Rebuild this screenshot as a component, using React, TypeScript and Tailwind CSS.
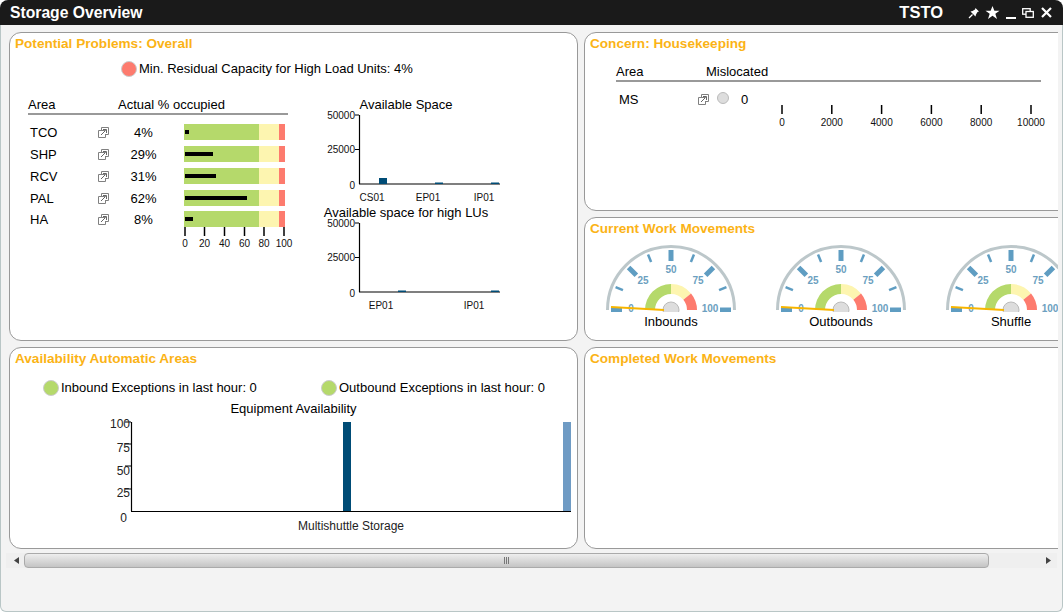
...
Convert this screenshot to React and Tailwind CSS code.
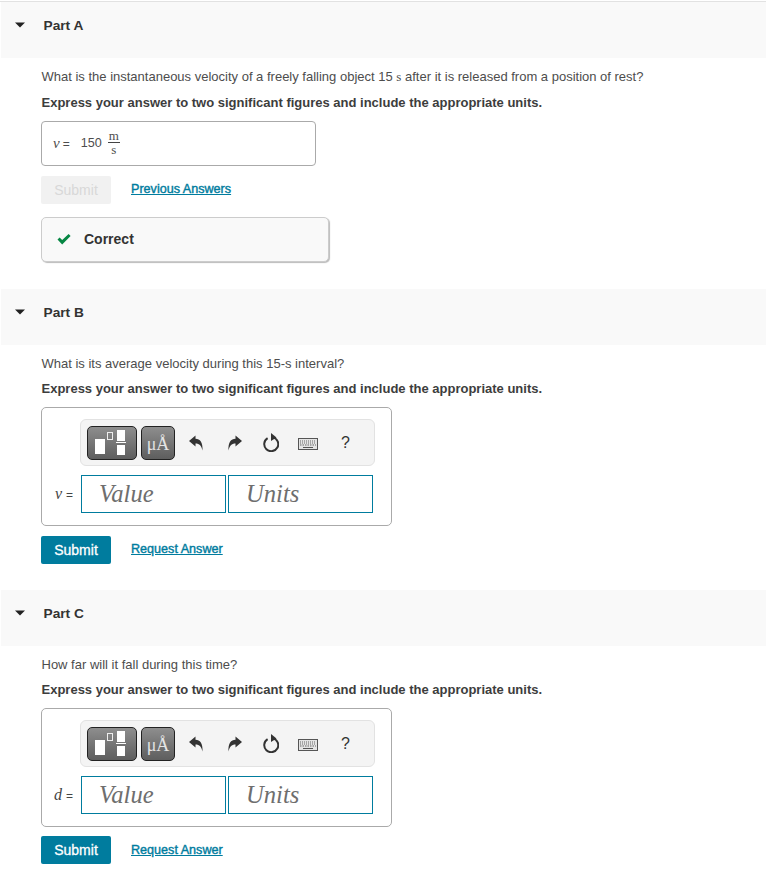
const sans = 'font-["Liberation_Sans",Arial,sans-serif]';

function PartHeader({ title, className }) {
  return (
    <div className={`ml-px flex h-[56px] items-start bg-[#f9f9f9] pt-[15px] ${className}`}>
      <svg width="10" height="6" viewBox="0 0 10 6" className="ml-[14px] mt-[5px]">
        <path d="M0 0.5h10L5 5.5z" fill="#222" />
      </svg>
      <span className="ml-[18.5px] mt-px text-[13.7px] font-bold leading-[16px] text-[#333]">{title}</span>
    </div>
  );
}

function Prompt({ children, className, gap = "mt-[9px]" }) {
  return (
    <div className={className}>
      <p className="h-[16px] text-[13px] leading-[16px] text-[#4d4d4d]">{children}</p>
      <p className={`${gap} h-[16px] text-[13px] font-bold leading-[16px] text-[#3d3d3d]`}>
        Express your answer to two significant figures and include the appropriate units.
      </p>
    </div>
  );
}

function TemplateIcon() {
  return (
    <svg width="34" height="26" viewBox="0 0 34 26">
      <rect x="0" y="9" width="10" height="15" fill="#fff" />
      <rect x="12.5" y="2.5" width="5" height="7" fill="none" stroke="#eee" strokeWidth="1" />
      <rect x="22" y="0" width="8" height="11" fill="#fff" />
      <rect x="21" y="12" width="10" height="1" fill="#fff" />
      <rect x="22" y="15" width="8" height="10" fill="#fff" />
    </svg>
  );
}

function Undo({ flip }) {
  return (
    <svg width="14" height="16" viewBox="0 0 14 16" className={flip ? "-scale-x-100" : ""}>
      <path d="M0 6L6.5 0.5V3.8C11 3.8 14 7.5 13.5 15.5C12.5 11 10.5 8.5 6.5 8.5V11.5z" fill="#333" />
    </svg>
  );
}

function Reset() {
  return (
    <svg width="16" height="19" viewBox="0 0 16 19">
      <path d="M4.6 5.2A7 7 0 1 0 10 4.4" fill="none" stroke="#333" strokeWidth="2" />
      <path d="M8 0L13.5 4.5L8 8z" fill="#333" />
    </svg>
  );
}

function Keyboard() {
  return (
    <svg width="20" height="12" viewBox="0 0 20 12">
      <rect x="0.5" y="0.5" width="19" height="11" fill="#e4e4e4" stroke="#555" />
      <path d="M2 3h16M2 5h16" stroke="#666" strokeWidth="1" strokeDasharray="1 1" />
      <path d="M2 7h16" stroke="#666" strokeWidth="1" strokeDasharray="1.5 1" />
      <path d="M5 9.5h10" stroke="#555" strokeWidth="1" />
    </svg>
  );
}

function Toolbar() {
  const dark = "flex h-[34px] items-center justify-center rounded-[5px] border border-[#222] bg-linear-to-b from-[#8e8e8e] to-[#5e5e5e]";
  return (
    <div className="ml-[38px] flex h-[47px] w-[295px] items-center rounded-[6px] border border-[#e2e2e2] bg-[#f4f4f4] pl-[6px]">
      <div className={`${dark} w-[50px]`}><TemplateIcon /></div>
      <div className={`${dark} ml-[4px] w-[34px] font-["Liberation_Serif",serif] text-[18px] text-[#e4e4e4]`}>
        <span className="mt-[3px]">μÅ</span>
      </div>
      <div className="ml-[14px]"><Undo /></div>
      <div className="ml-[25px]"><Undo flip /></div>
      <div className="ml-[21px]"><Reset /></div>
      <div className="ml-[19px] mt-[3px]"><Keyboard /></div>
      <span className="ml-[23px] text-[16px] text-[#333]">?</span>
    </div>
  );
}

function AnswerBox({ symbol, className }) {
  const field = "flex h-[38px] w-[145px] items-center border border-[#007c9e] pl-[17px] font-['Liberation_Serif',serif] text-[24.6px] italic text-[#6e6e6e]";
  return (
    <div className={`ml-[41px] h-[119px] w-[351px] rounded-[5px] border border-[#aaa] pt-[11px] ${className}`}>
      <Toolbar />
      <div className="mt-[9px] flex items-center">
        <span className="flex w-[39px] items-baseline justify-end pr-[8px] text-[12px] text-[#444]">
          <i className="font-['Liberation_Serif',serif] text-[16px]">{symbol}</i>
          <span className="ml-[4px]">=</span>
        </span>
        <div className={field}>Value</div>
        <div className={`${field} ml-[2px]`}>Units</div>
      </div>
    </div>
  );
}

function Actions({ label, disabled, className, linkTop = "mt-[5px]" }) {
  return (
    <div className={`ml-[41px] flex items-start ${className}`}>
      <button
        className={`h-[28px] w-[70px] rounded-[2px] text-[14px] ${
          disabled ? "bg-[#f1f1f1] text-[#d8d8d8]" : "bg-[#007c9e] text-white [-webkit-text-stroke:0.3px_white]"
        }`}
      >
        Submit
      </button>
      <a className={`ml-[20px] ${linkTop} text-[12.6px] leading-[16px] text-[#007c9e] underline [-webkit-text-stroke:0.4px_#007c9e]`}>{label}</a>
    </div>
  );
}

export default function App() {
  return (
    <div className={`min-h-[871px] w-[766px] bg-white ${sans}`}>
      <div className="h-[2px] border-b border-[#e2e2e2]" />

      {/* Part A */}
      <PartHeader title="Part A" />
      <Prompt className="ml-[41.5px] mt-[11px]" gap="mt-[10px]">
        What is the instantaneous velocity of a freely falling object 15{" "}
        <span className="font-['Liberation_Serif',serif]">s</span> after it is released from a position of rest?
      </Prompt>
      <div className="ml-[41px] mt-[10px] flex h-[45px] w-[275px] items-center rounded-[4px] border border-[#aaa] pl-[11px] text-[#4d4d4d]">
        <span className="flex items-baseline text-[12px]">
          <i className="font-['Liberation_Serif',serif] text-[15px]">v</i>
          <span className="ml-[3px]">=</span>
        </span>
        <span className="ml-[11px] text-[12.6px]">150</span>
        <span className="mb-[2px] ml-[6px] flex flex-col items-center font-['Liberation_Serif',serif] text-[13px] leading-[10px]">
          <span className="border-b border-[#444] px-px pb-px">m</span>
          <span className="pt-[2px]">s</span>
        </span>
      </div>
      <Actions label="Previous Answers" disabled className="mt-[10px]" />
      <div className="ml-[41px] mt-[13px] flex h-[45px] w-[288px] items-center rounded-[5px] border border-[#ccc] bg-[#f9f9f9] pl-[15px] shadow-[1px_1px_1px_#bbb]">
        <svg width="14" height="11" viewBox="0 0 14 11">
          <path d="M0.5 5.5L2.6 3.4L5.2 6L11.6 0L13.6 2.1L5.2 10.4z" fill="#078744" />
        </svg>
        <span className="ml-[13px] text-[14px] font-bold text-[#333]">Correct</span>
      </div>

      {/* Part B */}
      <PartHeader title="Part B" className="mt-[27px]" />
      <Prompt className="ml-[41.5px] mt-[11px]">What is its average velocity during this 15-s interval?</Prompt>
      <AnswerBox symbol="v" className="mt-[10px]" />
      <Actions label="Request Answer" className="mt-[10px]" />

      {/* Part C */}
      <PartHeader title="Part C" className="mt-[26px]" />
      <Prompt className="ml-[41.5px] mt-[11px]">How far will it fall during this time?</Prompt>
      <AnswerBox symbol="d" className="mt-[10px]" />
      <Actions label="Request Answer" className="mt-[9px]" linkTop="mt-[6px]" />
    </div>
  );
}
==
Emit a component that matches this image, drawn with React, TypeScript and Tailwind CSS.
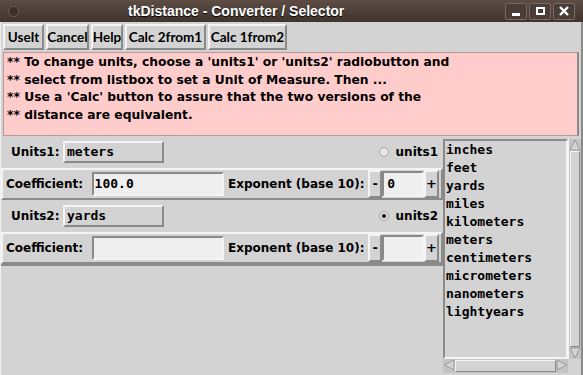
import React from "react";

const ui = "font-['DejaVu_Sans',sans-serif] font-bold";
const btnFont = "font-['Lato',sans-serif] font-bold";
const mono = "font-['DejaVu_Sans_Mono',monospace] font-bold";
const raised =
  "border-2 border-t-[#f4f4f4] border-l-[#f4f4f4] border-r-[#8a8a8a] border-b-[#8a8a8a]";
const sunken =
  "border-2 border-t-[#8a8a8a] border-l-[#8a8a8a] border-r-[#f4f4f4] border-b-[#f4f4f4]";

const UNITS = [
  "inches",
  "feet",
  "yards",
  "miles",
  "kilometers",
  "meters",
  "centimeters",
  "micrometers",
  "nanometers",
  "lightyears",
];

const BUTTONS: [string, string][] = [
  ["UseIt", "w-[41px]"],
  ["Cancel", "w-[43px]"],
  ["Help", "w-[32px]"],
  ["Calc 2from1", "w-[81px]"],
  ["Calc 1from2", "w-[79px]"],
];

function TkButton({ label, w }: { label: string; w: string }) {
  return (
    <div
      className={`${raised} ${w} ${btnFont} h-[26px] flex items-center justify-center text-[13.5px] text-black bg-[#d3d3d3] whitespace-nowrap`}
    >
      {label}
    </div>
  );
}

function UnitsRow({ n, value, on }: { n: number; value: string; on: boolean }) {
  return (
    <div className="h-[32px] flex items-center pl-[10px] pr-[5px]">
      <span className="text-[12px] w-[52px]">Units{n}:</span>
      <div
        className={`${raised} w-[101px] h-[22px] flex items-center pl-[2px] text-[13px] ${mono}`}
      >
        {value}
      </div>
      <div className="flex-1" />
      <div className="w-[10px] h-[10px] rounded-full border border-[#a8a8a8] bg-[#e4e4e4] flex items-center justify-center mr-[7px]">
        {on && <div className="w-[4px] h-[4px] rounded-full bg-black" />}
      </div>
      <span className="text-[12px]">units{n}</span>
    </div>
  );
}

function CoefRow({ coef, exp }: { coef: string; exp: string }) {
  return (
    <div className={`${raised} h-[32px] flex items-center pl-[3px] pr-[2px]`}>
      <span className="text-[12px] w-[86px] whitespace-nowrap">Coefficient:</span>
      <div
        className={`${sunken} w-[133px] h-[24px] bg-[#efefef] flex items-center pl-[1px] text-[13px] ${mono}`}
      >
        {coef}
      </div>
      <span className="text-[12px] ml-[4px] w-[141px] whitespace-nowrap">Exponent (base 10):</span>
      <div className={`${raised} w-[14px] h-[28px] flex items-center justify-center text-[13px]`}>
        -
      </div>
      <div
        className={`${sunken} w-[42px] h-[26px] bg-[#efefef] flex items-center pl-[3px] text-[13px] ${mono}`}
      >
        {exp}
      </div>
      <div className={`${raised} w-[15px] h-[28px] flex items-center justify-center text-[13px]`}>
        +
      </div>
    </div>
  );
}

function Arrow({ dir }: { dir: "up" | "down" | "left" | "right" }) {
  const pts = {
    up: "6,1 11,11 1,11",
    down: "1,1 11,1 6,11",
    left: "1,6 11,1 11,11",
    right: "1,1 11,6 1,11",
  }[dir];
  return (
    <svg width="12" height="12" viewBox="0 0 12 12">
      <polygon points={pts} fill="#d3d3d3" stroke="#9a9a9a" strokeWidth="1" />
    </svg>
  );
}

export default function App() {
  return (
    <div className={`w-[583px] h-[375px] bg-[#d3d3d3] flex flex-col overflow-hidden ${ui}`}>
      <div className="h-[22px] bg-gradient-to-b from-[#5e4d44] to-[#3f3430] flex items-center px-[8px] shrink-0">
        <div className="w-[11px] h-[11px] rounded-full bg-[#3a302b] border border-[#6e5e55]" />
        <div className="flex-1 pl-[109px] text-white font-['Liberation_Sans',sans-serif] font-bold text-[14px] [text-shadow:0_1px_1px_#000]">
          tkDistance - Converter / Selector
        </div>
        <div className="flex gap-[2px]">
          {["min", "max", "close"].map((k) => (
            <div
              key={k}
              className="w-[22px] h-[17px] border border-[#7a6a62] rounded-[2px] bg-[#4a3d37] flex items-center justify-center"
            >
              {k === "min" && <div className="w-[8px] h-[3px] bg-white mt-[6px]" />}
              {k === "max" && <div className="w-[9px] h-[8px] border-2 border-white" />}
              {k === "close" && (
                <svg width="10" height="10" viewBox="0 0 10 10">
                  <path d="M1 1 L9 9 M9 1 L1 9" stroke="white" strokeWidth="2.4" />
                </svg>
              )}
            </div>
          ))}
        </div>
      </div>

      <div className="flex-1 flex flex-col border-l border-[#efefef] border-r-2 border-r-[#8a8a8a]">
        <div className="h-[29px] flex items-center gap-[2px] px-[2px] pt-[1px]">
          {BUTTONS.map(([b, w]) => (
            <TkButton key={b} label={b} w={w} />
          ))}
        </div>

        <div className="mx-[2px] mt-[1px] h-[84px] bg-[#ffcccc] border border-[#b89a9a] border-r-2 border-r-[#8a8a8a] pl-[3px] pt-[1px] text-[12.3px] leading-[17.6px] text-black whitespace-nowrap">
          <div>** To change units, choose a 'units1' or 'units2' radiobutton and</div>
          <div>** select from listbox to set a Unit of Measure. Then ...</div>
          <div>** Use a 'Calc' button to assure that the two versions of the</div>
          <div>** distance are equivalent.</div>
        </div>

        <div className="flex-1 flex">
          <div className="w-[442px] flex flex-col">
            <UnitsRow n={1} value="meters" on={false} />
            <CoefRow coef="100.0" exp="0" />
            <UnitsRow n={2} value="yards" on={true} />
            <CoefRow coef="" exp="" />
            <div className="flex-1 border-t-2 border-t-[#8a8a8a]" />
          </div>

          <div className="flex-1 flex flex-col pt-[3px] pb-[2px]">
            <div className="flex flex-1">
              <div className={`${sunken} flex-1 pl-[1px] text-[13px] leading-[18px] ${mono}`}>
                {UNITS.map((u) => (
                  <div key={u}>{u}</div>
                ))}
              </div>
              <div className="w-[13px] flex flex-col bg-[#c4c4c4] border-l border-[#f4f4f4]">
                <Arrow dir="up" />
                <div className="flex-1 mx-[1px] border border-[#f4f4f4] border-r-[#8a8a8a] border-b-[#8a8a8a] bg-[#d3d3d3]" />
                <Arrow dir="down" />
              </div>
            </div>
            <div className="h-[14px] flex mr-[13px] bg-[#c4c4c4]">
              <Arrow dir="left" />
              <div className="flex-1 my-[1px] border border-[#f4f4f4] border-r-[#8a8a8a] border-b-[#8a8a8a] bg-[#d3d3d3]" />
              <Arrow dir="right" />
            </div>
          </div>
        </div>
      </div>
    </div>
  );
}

» **WORK REQUIRED**: Everything from the line that contains "Emit a component" down to the line that contains "import React from" should be written out exactly, end lines too, minus the pictures.

» **RESPONSE**:
Emit a component that matches this image, drawn with React, TypeScript and Tailwind CSS.
import React from "react";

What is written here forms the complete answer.